The outreach center received a $10,000 grant from the AT&T Foundation Nov. 12 to help with the center’s new after-school program, ETO Life, according to co-founder Deena Trocino. That program is dedicated to giving teens a place to work on homework, receive mentoring and tutoring, or check out new hobbies and interests like drama, journalism or photography.

Trocino said state Sen. Steve Bieda, D-Warren, suggested the organization for the grant when the AT&T Foundation approached him looking for suitable groups. 

“Empowered teens grow into highly effective, working adults, which helps build our economy and develop our entire society in ways we can’t even begin to imagine today,” Bieda said in a statement about the grant.

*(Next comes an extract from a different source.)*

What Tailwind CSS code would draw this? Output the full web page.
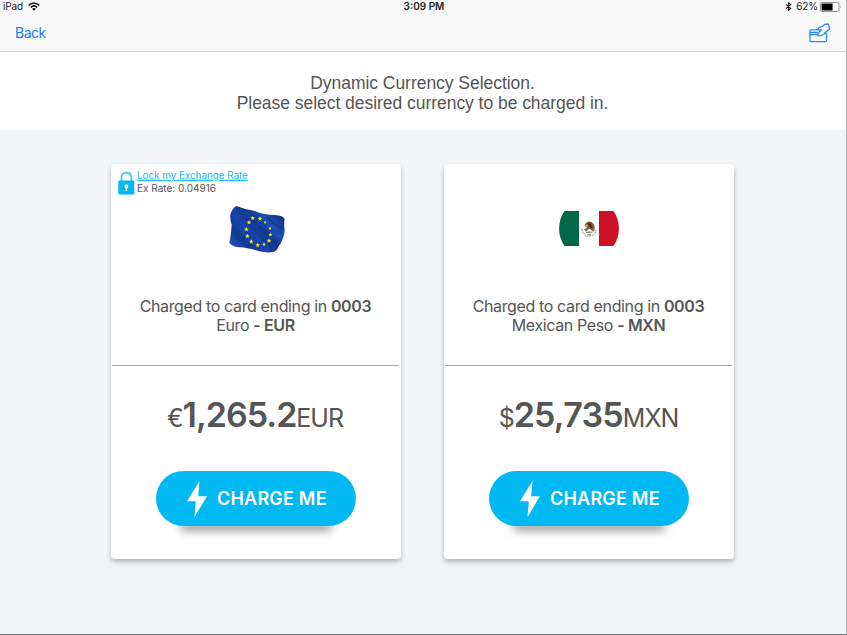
<!DOCTYPE html>
<html lang="en">
<head>
<meta charset="utf-8">
<title>Dynamic Currency Selection</title>
<script src="https://cdn.jsdelivr.net/npm/@tailwindcss/browser@4"></script>
</head>
<body class="h-[635px] w-[847px] overflow-hidden bg-[#f1f5f7] font-['Inter',sans-serif] text-[#555]">
<div class="flex h-[635px] w-[847px] flex-col border-r border-b border-r-[#b4b6b8] border-b-[#77787a]">
  <header class="h-[52px] shrink-0 border-b border-[#d9d9d9] bg-[#f9f9f9]">
    <div class="grid h-[13px] grid-cols-3 items-center pr-[4px] pl-[3px] text-[10px] leading-[13px] text-[#222]">
      <div class="flex items-center gap-[5px]">
        <span class="tracking-[-0.1px]">iPad</span>
        <svg class="h-[9px] w-[12px]" viewBox="0 0 12 9" fill="none" stroke="#111" stroke-width="1.6"><path d="M.7 3.4Q6-1.4 11.3 3.4M2.7 5.4Q6 2.5 9.3 5.4"/><path d="M4.1 6.8Q6 5.2 7.9 6.8L6 8.8Z" fill="#111" stroke="none"/></svg>
      </div>
      <div class="pl-[3px] text-center font-semibold">3:09 PM</div>
      <div class="flex items-center justify-end">
        <svg class="mr-[4px] h-[9px] w-[7px]" viewBox="0 0 6 9" fill="none" stroke="#111" stroke-width="1.1"><path d="M.5 2.4L5.2 6.4L3 8.3V.7L5.2 2.6L.5 6.6"/></svg>
        <span class="mr-[2px] tracking-[-0.15px]">62%</span>
        <svg class="h-[10px] w-[22px]" viewBox="0 0 22 10"><rect x=".5" y=".5" width="18.5" height="9" rx="1.6" fill="#fff" stroke="#888" stroke-width=".9"/><rect x="1.6" y="1.6" width="11" height="6.8" rx=".5" fill="#000"/><path d="M20.2 3.4Q21.6 5 20.2 6.6Z" fill="#888"/></svg>
      </div>
    </div>
    <div class="flex h-[38px] items-center justify-between pr-[15px] pl-[15px]">
      <a class="text-[14px] tracking-[-0.5px] text-[#157efb]">Back</a>
      <svg class="mt-[2px] h-[20px] w-[22px]" viewBox="0 0 22 20" fill="none" stroke="#2b8af8" stroke-width="1.3" stroke-linejoin="round" stroke-linecap="round"><path d="M8.7 6.8H2.2Q1 6.8 1 8V17.4Q1 18.6 2.2 18.6H16.3Q17.5 18.6 17.5 17.4V11"/><path d="M1.2 9.5H8.3M1.2 11.6H8.6M17.3 9.9H16"/><path d="M8.7 11.6Q10 8.5 12.5 6.9L9.1 6.8Q8.6 4.9 10.2 4.4L13.3 3.5L15.6 1.4L19.4 1L20.7 6.3L17.3 8.5L15 11.2Q12.4 13.2 9.3 12.8Z"/></svg>
    </div>
  </header>
  <section class="h-[78px] shrink-0 bg-white pt-[21px] pr-[1px] text-center font-['Liberation_Sans',sans-serif] text-[17.5px] leading-[20px] tracking-[-0.04px]">
    <p>Dynamic Currency Selection.</p>
    <p>Please select desired currency to be charged in.</p>
  </section>
  <main class="flex gap-[43px] pt-[34px] pl-[111px]">
    <article class="flex h-[395px] w-[290px] flex-col rounded-[4px] bg-white shadow-[0_3px_5px_rgba(0,0,0,0.26)]">
      <div class="flex h-[39px] pt-[5px] pl-[7px]">
        <svg class="mt-[2px] mr-[2px] h-[24px] w-[17px]" viewBox="0 0 17 24"><path d="M3.4 11V7Q3.4 1.7 8.4 1.7Q13.4 1.7 13.4 7V11" fill="none" stroke="#35c9f8" stroke-width="1.8"/><rect x=".3" y="9.5" width="16" height="14" rx="1" fill="#00b9f2"/><path d="M8.3 13.2A2 2 0 0 1 9.2 17V20H7.5V17A2 2 0 0 1 8.3 13.2Z" fill="#fff"/></svg>
        <div class="text-[10px] leading-[13px]">
          <a class="block tracking-[-0.1px] text-[#16bcf2] underline">Lock my Exchange Rate</a>
          <div>Ex Rate: 0.04916</div>
        </div>
      </div>
      <div class="flex h-[51px] justify-center">
        <svg class="mt-[1px] ml-[4px] h-[50px] w-[60px]" viewBox="24 18 180 150">
          <defs><linearGradient id="cloth" x1="0" y1="1" x2="1" y2=".25"><stop offset="0" stop-color="#163c9d"/><stop offset=".12" stop-color="#2050b8"/><stop offset=".27" stop-color="#12388f"/><stop offset=".45" stop-color="#1845ac"/><stop offset=".63" stop-color="#12368f"/><stop offset=".76" stop-color="#1c4eb4"/><stop offset="1" stop-color="#12337f"/></linearGradient><path id="star" d="M0-7L2.1-2.5L7-2.1L3.2 1.2L4.4 6L0 3.5L-4.4 6L-3.2 1.2L-7-2.1L-2.1-2.5Z" fill="#f5e51b"/></defs>
          <path d="M49 24Q73 34 105 39Q130 51 165 51Q190 52 194 64Q191 76 194 98Q191 124 176 145Q170 163 153 163Q129 165 108 157Q80 149 60 148Q42 149 28 135Q34 105 35 80Q28 57 32 47Q35 33 49 24Z" fill="url(#cloth)"/>
          <g fill="none" stroke-linecap="round"><path d="M52 30Q95 95 162 157" stroke="#0d2d79" stroke-width="3" opacity=".5"/><path d="M76 38Q125 92 184 119" stroke="#2f65cf" stroke-width="3" opacity=".4"/><path d="M42 66Q67 117 133 158" stroke="#2f65cf" stroke-width="3" opacity=".3"/><path d="M139 53Q160 82 189 91" stroke="#0d2d79" stroke-width="5" opacity=".5"/></g>
          <use href="#star" x="98" y="60"/><use href="#star" x="120" y="62"/><use href="#star" transform="translate(135 73) scale(.65)"/><use href="#star" transform="translate(150 91) scale(.75)"/><use href="#star" transform="translate(151 110) scale(.9)"/><use href="#star" x="147" y="128"/><use href="#star" transform="translate(132 139) scale(.8)"/><use href="#star" x="113" y="141"/><use href="#star" x="94" y="131"/><use href="#star" x="82" y="114"/><use href="#star" x="79" y="94"/><use href="#star" x="87" y="73"/>
        </svg>
      </div>
      <div class="mr-[2px] ml-[1px] h-[112px] border-b border-[#a9a9a9] pt-[43px] text-center text-[16px] leading-[19px] tracking-[-0.37px]">
        <p>Charged to card ending in <b class="font-semibold">0003</b></p>
        <p>Euro <b class="font-semibold">- EUR</b></p>
      </div>
      <div class="flex h-[105px] items-baseline justify-center pt-[29px] pr-[2px] text-[25px] leading-[40px] tracking-[-1px]">
        <span>€</span><strong class="text-[34px] font-semibold">1,265.2</strong><span>EUR</span>
      </div>
      <button class="mx-auto flex h-[55px] w-[200px] items-center rounded-full bg-[#00b9f2] pl-[31px] text-[18px] font-semibold tracking-[0.2px] text-white shadow-[0_28px_10px_-24px_rgba(0,0,0,0.5)]">
        <svg class="mr-[10px] h-[36px] w-[20px]" viewBox="0 0 20 36" fill="#fff"><path d="M12.5 0L0 20.2H8.8L7.5 36L20 15.3H11.2Z"/></svg>
        <span>CHARGE ME</span>
      </button>
    </article>
    <article class="flex h-[395px] w-[290px] flex-col rounded-[4px] bg-white shadow-[0_3px_5px_rgba(0,0,0,0.26)]">
      <div class="flex h-[90px] items-end justify-center pb-[8px]">
        <svg class="h-[35px] w-[60px]" viewBox="0 0 60 35"><path d="M5.5 0H20V35H5.5C-1.7 25-1.7 10 5.5 0Z" fill="#006847"/><path d="M20 0H40V35H20Z" fill="#fff"/><path d="M40 0H54.5C61.7 10 61.7 25 54.5 35H40Z" fill="#ce1126"/>
          <path d="M23 18Q24 25 30 25Q36 25 37.5 18" fill="none" stroke="#9fb58c" stroke-width="1.4" stroke-dasharray="1.5 .7"/><path d="M25.5 15Q26.5 10.5 30 10.5Q34.5 10.5 35.7 16Q36 20 33.7 20.5L30.5 17.5L27 20.5L25 18.5L28.5 16Z" fill="#8a6338"/><path d="M28 12.5L31 11.5L34 16L31.7 18Z" fill="#4d3522"/><path d="M25.8 14.5L29 13.4L27.2 17Z" fill="#c8ad73"/><path d="M27 21.3H33.4" stroke="#58aaa8" stroke-width="1.5"/><path d="M28.5 23.8H31.7" stroke="#ae6c42" stroke-width="1.1"/></svg>
      </div>
      <div class="mr-[2px] ml-[1px] h-[112px] border-b border-[#a9a9a9] pt-[43px] text-center text-[16px] leading-[19px] tracking-[-0.37px]">
        <p>Charged to card ending in <b class="font-semibold">0003</b></p>
        <p>Mexican Peso <b class="font-semibold">- MXN</b></p>
      </div>
      <div class="flex h-[105px] items-baseline justify-center pt-[29px] pr-[1px] text-[25px] leading-[40px] tracking-[-1px]">
        <span>$</span><strong class="text-[34px] font-semibold tracking-[-0.8px]">25,735</strong><span>MXN</span>
      </div>
      <button class="mx-auto flex h-[55px] w-[200px] items-center rounded-full bg-[#00b9f2] pl-[31px] text-[18px] font-semibold tracking-[0.2px] text-white shadow-[0_28px_10px_-24px_rgba(0,0,0,0.5)]">
        <svg class="mr-[10px] h-[36px] w-[20px]" viewBox="0 0 20 36" fill="#fff"><path d="M12.5 0L0 20.2H8.8L7.5 36L20 15.3H11.2Z"/></svg>
        <span>CHARGE ME</span>
      </button>
    </article>
  </main>
</div>
</body>
</html>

Bieda has been a strong supporter of the outreach group, Trocino said. She added that ETO leaders were “humbled” that he suggested the program to AT&T.

“They were looking for a youth-serving organization that worked with high school students, and he immediately said Eastside Teen Outreach,” Trocino said. “They sent us a request to apply for the grant, so we applied for the grant and we were awarded that (money).”

A large chunk of the grant will go toward healthier food — fruit, vegetables, cheese and crackers, juice — for the teenagers, she said, as the ETO Life program aims for the students to not eat “junk food and candy” while doing homework.

She said that when researching other after-school programs, they found that students have an easier time doing homework in a structured environment.

Being able to get assistance on difficult subjects from other students or volunteers is a boon to students, Trocino said, but there also is value in getting kids exposed to more activities and possibilities. For example, she said that if a student likes to write, the outreach program could put the student in touch with a journalism club or actual reporters.

ETO Life had its official opening Oct. 12 — though some kids were able to attend it a few weeks earlier as part of a pilot program — and since that time, the program has had about a dozen teens show up, mostly on weekdays. The outreach center has later sessions on Thursdays, where teens can come, hang out and eat a full dinner, and those later sessions get approximately 25-60 teens, Trocino said.

“We’re hoping the after-school program really thrives,” Trocino said. “We hope there’s dozens and dozens of kids who can come.”

The program is open to teens throughout the metro Detroit area who are able to make it to the outreach center; in practice, the majority are students who live in southern Macomb County, but Trocino said they have seen kids from other areas who have been able to get rides.

She added that they want to partner with the East Detroit school district to help provide those local students with more resources and assistance.

AT&T Michigan President Jim Murray praised the work that Eastside Teen Outreach has been doing in its community.

“The Eastside Teen Outreach has already delivered compelling results to local students and families,” Murray said in a statement. “It’s our goal to help them continue their work and support the success of learners throughout the community.”

The after-school program is open 2-6 p.m. Mondays-Wednesdays and Fridays, and 2-9 p.m. Thursdays. The center is located at 15800 E. 10 Mile Road in Eastpointe.